For each line that holds "screenshot", copy the line out.

> _Records for this exercise_
▶
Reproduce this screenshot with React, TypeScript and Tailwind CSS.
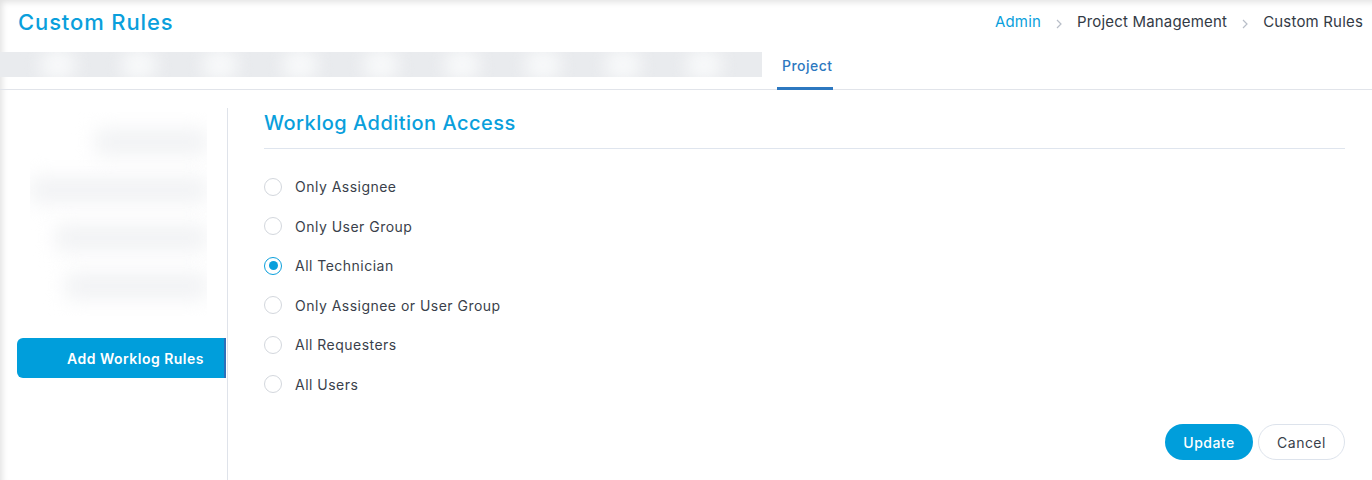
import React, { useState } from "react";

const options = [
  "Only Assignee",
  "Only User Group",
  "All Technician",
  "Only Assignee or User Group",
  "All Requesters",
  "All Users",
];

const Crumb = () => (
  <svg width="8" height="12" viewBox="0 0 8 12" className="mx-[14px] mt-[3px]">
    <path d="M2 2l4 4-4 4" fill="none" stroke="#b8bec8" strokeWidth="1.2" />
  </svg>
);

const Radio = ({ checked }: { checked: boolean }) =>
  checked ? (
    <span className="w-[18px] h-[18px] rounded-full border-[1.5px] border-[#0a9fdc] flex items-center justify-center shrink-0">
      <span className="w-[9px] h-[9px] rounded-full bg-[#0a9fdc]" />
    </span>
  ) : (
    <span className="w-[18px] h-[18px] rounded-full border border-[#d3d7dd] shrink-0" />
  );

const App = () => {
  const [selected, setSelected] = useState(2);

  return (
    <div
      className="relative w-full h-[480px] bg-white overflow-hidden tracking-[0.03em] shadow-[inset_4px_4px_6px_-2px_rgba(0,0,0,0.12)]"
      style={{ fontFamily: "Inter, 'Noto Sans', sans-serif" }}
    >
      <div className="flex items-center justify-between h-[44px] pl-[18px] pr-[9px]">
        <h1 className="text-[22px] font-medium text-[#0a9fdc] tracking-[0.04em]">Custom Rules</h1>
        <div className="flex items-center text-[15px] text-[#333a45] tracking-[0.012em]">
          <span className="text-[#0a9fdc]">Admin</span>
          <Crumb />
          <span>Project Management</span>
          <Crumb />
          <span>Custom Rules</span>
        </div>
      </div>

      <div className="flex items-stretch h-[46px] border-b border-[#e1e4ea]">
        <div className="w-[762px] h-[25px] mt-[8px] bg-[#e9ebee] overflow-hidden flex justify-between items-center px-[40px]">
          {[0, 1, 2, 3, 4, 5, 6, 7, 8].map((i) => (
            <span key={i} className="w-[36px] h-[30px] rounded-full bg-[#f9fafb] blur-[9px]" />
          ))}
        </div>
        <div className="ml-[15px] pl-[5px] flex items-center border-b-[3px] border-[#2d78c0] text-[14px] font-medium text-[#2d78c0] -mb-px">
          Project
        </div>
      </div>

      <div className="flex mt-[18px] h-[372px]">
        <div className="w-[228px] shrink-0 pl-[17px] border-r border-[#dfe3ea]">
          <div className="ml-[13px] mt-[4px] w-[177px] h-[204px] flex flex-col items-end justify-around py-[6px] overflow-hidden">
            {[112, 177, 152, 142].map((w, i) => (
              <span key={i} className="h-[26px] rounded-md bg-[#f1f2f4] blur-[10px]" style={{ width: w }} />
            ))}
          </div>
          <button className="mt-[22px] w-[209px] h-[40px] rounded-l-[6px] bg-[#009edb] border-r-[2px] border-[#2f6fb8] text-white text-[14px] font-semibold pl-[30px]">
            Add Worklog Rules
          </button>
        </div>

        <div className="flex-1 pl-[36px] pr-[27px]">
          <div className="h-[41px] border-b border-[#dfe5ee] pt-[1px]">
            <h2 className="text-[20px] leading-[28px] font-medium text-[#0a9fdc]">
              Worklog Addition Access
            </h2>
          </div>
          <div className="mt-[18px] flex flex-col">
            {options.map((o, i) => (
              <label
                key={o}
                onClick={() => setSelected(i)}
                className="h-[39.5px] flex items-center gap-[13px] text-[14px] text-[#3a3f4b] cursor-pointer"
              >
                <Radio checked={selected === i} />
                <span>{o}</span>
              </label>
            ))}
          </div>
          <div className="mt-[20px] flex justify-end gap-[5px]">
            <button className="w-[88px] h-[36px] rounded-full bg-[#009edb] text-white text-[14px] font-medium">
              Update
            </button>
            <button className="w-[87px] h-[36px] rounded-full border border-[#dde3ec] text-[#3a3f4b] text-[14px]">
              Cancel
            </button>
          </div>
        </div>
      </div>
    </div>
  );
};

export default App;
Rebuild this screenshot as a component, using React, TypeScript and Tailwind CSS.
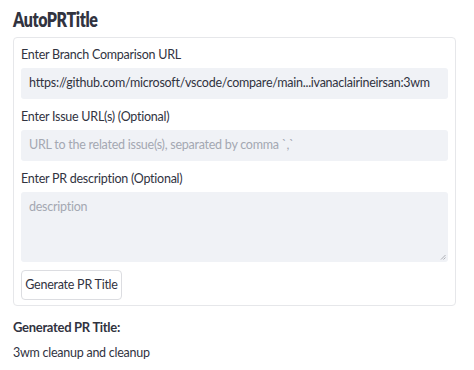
◀
> _Result for this task_
Reproduce this screenshot with React, TypeScript and Tailwind CSS.
Rebuild this screenshot as a component, using React, TypeScript and Tailwind CSS.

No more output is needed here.